# Work required:
In the listing below, pick out lines with "index".

[start]

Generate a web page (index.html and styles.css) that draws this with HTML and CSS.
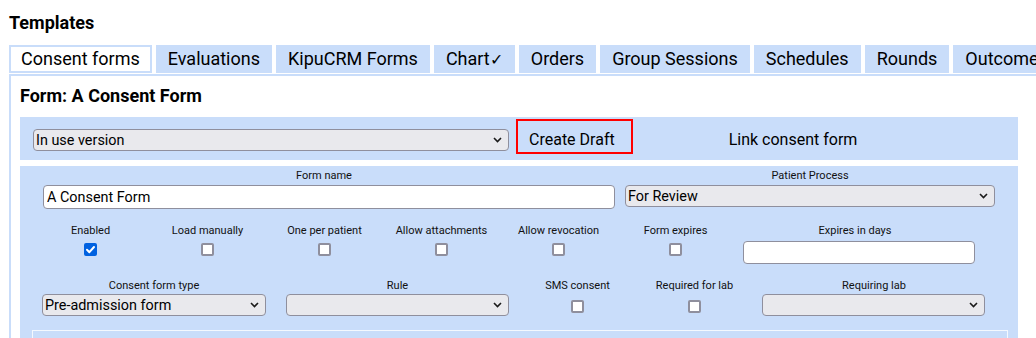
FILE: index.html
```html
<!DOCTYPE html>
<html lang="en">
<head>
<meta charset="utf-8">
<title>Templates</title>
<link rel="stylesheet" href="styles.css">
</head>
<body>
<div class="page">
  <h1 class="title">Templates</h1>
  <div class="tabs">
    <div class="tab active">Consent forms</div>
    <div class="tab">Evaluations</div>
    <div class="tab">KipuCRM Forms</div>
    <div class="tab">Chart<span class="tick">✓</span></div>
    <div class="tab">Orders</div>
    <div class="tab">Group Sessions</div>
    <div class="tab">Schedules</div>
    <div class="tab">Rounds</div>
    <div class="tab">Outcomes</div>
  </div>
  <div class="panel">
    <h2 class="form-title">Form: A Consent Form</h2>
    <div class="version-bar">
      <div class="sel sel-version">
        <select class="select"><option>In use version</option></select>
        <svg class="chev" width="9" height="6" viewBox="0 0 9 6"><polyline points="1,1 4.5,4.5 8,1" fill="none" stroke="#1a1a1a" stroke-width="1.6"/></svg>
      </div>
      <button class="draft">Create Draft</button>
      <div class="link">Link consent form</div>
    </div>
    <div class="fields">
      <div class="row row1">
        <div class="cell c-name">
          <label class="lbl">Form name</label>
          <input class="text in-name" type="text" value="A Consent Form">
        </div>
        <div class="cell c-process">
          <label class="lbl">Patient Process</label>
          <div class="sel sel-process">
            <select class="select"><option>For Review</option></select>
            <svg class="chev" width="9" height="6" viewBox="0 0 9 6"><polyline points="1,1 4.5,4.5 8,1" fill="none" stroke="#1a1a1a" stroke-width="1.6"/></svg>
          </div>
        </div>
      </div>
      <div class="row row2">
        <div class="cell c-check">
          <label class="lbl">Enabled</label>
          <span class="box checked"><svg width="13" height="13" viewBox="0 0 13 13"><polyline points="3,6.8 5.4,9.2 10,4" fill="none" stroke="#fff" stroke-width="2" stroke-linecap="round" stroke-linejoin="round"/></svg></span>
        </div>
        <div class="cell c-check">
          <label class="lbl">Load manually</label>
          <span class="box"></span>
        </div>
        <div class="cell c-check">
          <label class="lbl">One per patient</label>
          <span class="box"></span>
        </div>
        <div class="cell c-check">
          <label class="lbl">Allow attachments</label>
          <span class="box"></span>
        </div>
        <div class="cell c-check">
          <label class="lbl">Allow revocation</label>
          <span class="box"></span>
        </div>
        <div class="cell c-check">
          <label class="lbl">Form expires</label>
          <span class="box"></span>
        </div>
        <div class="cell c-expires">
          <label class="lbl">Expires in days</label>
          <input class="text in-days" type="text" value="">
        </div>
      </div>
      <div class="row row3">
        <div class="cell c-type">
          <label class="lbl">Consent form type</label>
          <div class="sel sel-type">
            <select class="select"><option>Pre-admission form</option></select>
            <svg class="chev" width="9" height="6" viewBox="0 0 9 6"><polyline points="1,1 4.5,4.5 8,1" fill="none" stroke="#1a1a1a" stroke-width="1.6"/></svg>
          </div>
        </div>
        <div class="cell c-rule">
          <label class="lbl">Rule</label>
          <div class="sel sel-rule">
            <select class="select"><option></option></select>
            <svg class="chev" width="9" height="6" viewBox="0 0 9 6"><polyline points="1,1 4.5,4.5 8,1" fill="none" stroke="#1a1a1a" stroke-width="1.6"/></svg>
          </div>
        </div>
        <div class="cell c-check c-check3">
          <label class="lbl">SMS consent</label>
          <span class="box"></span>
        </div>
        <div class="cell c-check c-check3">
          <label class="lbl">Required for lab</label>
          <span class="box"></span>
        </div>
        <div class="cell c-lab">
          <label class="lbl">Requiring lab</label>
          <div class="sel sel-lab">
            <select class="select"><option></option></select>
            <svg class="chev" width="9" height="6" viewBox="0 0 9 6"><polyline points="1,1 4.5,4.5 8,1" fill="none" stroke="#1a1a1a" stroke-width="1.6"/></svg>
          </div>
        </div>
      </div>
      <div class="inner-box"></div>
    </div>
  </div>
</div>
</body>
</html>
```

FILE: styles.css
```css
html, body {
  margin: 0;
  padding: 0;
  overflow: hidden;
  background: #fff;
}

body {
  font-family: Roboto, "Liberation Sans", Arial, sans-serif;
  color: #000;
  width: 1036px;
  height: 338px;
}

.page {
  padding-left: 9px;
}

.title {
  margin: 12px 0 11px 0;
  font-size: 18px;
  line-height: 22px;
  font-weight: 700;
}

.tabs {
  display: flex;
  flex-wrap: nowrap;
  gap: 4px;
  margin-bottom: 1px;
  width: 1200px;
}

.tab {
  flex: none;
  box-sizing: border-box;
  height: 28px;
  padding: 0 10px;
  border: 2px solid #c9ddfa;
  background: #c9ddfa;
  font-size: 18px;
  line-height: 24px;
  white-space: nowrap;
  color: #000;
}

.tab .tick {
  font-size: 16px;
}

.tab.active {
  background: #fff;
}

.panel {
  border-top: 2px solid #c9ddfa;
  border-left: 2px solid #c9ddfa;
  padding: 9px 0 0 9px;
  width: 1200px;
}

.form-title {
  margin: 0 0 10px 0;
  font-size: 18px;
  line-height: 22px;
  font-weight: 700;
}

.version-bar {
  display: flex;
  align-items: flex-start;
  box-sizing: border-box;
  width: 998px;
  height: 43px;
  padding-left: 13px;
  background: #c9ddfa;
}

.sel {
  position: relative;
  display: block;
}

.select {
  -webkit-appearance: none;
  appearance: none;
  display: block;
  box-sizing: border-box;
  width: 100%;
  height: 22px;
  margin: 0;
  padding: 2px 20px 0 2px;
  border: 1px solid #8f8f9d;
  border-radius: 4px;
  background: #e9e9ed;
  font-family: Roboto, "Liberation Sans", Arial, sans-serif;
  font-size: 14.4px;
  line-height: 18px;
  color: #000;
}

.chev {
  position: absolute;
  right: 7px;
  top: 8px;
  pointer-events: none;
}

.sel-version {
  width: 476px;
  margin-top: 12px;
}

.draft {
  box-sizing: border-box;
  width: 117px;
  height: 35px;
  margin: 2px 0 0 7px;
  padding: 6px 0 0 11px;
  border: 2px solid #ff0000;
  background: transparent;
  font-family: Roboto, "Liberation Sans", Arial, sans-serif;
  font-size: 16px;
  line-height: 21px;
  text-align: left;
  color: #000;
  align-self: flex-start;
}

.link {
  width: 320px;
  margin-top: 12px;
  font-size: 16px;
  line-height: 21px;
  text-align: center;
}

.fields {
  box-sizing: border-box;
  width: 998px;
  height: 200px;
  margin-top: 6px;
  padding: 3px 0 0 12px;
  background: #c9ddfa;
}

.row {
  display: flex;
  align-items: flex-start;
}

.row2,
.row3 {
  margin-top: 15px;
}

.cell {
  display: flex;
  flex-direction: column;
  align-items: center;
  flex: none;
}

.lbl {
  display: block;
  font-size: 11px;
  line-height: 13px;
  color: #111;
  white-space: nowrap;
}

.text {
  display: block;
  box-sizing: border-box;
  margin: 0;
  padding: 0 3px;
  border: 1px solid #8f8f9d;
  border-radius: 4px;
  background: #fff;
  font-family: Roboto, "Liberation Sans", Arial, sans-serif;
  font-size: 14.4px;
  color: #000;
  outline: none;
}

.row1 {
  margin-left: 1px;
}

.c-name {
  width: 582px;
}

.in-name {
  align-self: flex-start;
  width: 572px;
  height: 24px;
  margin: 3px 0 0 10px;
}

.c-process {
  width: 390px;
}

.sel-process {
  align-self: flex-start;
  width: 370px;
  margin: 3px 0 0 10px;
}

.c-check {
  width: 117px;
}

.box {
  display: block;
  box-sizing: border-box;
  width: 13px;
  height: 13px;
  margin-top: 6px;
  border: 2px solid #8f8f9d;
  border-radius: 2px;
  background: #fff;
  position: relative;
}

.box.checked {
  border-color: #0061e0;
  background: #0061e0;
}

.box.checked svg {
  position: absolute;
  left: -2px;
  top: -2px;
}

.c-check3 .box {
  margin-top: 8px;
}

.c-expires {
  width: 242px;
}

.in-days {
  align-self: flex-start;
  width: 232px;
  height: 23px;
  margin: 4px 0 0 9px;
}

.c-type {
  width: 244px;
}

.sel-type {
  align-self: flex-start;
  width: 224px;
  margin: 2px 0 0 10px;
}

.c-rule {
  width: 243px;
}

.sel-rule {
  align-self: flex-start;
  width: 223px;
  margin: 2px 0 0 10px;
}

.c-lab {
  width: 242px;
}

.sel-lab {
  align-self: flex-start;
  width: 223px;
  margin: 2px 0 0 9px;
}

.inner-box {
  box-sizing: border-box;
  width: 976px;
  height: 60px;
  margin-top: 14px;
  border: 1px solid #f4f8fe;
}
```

[end]

# Answer in full:
Generate a web page (index.html and styles.css) that draws this with HTML and CSS.
FILE: index.html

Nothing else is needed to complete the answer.